Qualche piccolo passo avanti, e molta strada ancora da fare: mentre il ministro Fornero annuncia che a inizio febbraio partiranno le prime lettere ai lavoratori salvaguardati dalla riforma previdenziale, e in Gazzetta ufficiale fa la sua comparsa il decreto che dovrà tutelare la seconda ondata di 55 mila persone, resta da trovare una soluzione per circa 150 mila soggetti a vario titolo esodati, che da qui ai prossimi anni rischiano di ritrovarsi senza stipendio né pensione.
I numeri non sono ufficiali e la materia, già oggetto nei mesi scorsi di polemiche anche molto aspre, resta quanto mai delicata. Ma questo è l’ordine di grandezza su cui starebbe ragionando a livello tecnico all’Inps, nel momento in cui stanno per partire le operazioni di verifica relative alla seconda ondata di soggetti coinvolti. Toccherà al prossimo governo valutare quali margini di manovra esistono, sotto il profilo finanziario, per allargare ulteriormente la platea.
LA SCELTA DEL 2011
La vicenda parte com’è noto nel dicembre del 2011. Approvando una drastica riforma delle pensioni, che per molti lavoratori spostava in avanti il traguardo anche di 4-5 anni, l’esecutivo tecnico si era posto il problema di tutelare coloro che avevano lasciato il lavoro facendo conto sui requisiti precedentemente in vigore e che si trovavano in mobilità oppure versavano contributi volontari. Non si fissava un numero ma venivano stanziate risorse finanziarie per 5,1 miliardi complessivi, tra il 2013 e il 2019, sufficienti a salvare 65 mila persone.

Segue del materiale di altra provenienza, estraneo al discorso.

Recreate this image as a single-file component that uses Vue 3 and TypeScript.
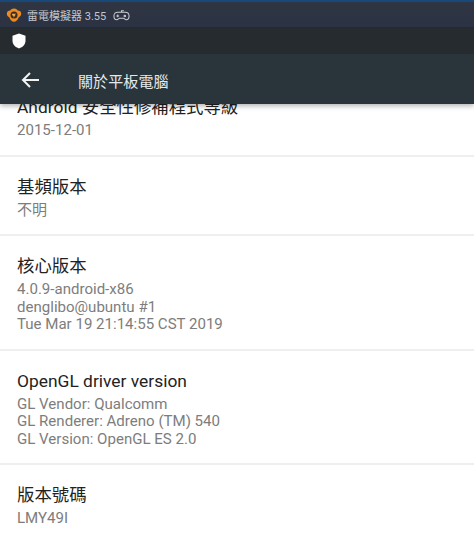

Poco tempo dopo i criteri erano stati poi allargati, senza però modificare la copertura. Quindi in luglio, con la cosiddetta “spending review”, la platea è stata decisamente allargata – in particolare a coloro che a dicembre 2011 non avevano ancora lasciato il lavoro – e di conseguenza sono stati resi disponibili altri 4,1 miliardi tra 2014 e 2020. Venivano quindi aggiunte, in modo esplicito, altre 55 mila persone.
LA LEGGE DI STABILITÀ
Infine con la recente legge di stabilità venivano stabilite tutele per ulteriori 10 mila soggetti. Alla relativa spesa si sarà fronte con 100 milioni più se necessario i risparmi derivanti dal mancato adeguamento all’inflazione, dal 2014, delle pensioni al di sopra dei 3.000 euro al mese circa (già attualmente deindicizzate). Aggiungendo al conto altri 10 mila lavoratori già tutelati rispetto alla meno dirompente riforma del 2010, quella che introduceva le cosiddette finestre di uscita di un anno, si arriva ad un totale di 140 mila salvaguardati.
Ma quanto è grande la platea dei potenziali interessati? La stima soprattutto inizialmente non era facile: si trattava tra l’altro di acquisire, attraverso gli uffici provinciali del lavoro, tutti gli accordi aziendali di uscita anticipata stipulati sulla base delle vecchie regole previdenziali. Da un documento tecnico dell’Inps del maggio scorso uscì una stima di 389.200 persone: il numero suscitò reazioni polemiche anche dal ministero, ma la cifra non è stata mai smentita ufficialmente.Non tutte queste persone erano però toccate allo stesso modo: ad esempio per qualcuno il periodo da attendere era relativamente breve, di pochi mesi. Si valuta che 80-90 mila avrebbero raggiunto nel frattempo i requisiti richiesti dalla legge Fornero. Dunque ne resterebbero 300 mila o forse poco meno: sottraendo coloro che sono stati salvaguardati finora con i vari provvedimenti, ce ne sarebbero più o meno altrettanti, 150 mila circa, al momento senza tutele.
Il dossier passerà quindi al prossimo governo, e certo non sarà tra quelli più facili da gestire. Intanto con la pubblicazione in Gazzetta ufficiale del decreto ministeriale relativo ai 55 mila tutelati dalla spending revew si avviano le procedure di individuazione dei salvati di questa seconda tranche.